Records to process |
START

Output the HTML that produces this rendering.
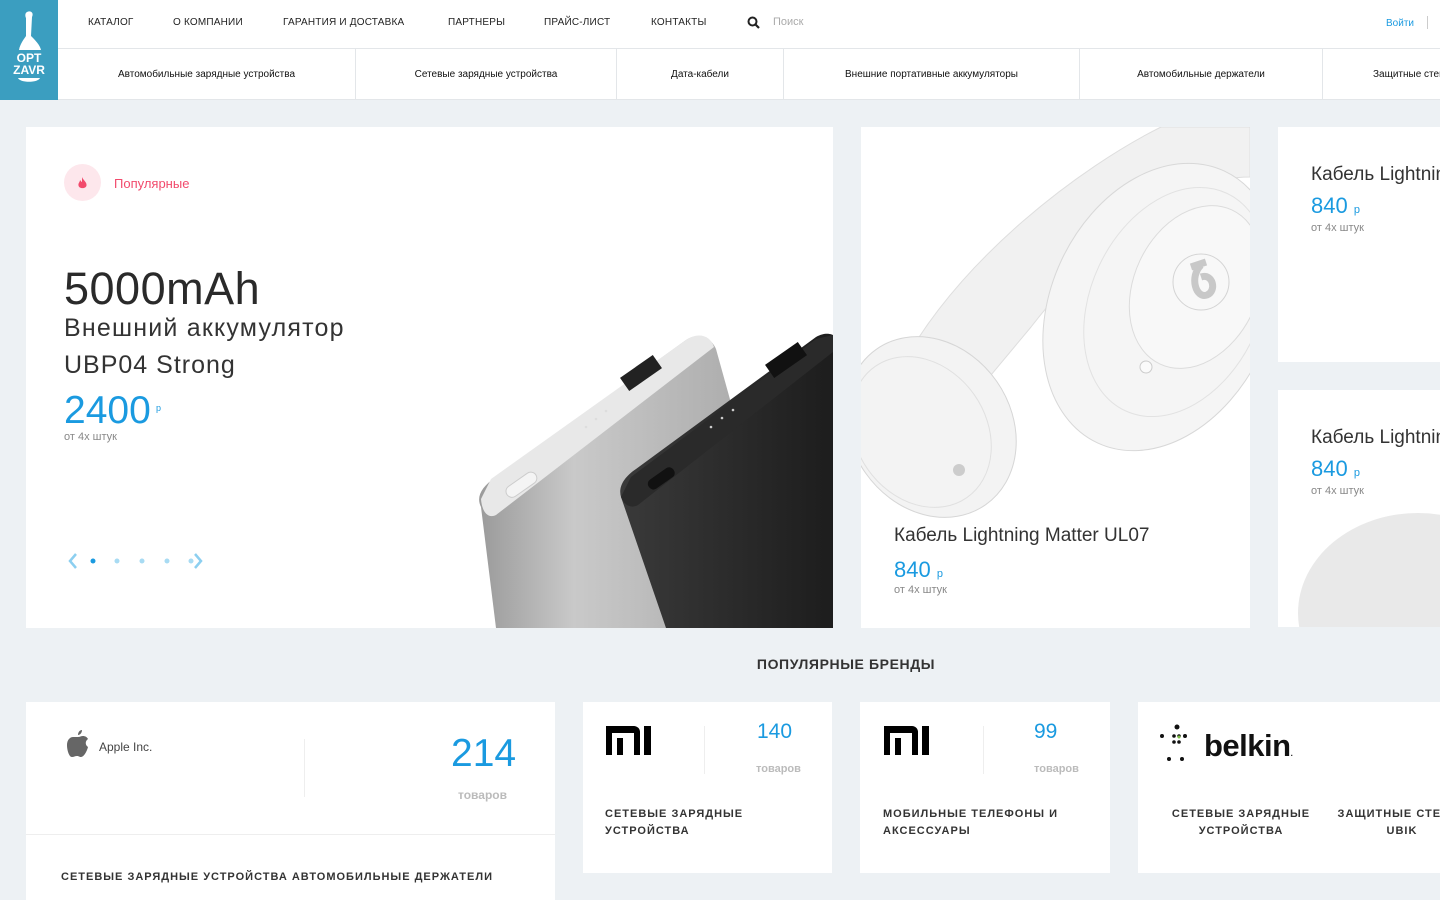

END
START

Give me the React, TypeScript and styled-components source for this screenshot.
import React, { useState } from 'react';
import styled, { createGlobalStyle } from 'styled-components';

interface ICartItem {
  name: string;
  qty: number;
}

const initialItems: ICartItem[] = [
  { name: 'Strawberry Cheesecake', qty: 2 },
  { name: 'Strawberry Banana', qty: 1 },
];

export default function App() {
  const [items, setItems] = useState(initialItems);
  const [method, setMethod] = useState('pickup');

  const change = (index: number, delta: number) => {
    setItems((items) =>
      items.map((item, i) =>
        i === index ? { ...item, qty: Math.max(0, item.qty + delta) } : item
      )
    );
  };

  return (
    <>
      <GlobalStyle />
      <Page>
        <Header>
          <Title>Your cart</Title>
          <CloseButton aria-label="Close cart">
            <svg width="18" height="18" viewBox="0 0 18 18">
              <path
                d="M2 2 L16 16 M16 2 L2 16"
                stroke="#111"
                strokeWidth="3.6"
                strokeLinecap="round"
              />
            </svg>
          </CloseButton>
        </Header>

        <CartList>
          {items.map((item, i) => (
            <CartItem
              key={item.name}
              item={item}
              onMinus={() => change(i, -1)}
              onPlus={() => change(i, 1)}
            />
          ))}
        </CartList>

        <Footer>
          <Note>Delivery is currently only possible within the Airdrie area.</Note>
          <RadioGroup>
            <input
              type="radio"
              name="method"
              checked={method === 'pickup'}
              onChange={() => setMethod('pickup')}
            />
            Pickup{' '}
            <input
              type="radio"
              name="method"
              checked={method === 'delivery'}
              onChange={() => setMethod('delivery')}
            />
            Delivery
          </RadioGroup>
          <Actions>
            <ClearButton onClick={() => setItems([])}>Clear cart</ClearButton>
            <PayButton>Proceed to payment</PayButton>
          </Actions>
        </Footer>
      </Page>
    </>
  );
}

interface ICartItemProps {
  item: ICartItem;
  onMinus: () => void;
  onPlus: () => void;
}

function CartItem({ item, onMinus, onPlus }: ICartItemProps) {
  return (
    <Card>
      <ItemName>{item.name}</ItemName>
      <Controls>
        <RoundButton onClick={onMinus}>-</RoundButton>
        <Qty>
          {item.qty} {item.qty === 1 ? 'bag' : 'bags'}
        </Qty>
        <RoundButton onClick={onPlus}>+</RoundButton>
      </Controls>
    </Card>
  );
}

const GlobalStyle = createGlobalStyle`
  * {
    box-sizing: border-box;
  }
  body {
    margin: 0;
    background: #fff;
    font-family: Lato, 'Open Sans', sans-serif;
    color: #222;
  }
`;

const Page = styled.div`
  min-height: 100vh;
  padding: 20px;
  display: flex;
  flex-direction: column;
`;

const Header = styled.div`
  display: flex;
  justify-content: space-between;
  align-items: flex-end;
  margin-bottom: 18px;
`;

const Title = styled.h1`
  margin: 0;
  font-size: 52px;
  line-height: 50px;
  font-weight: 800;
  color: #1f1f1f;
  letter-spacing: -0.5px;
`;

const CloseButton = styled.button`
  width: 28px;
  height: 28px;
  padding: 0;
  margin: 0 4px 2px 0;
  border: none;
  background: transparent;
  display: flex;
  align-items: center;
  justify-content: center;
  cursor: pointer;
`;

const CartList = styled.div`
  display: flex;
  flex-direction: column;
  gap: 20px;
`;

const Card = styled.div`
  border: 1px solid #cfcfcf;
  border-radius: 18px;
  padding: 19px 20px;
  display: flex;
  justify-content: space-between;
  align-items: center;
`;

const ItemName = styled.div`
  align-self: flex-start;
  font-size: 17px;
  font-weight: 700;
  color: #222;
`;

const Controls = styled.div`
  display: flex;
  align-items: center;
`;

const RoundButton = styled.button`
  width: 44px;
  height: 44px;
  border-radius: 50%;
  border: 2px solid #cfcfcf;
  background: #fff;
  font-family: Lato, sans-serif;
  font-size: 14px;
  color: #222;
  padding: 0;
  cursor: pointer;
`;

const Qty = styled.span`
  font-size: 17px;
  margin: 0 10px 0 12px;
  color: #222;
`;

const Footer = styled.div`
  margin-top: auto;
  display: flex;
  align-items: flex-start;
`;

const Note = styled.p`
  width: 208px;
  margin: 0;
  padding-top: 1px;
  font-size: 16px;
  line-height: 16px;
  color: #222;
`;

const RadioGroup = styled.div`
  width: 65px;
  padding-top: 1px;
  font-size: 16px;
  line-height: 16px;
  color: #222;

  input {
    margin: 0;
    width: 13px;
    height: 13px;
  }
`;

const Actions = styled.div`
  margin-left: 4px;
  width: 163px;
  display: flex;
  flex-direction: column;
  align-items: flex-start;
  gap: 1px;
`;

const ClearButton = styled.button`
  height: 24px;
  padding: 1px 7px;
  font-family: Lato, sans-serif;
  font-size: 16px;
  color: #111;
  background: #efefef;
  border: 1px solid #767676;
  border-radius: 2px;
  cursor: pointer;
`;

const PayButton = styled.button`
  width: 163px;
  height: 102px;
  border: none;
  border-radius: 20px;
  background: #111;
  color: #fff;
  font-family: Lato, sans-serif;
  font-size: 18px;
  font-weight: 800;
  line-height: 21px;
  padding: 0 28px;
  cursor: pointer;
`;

END
START

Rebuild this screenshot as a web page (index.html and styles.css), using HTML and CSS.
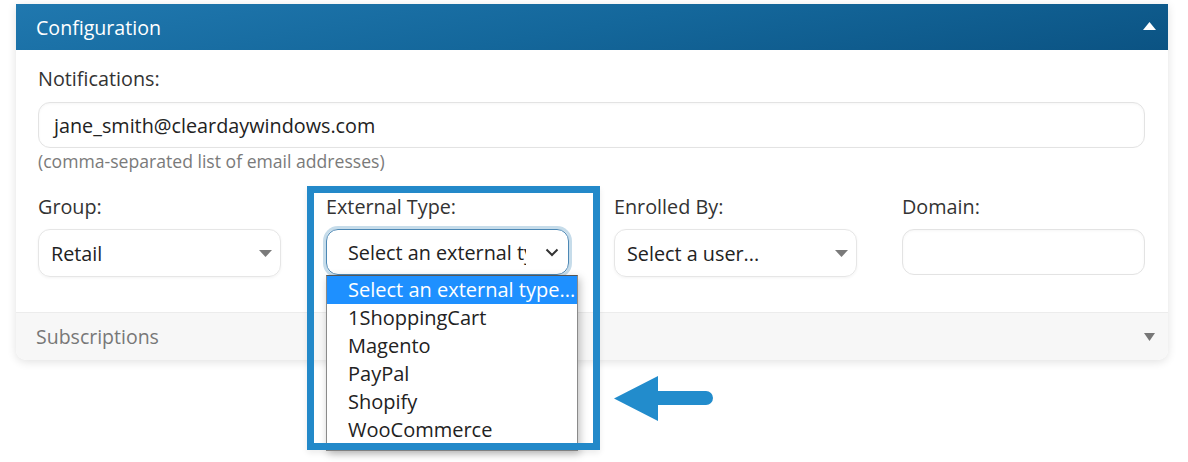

END

What is needed | Determine how many lines contain the word "React" and reply with that number alone.

Written answer | 2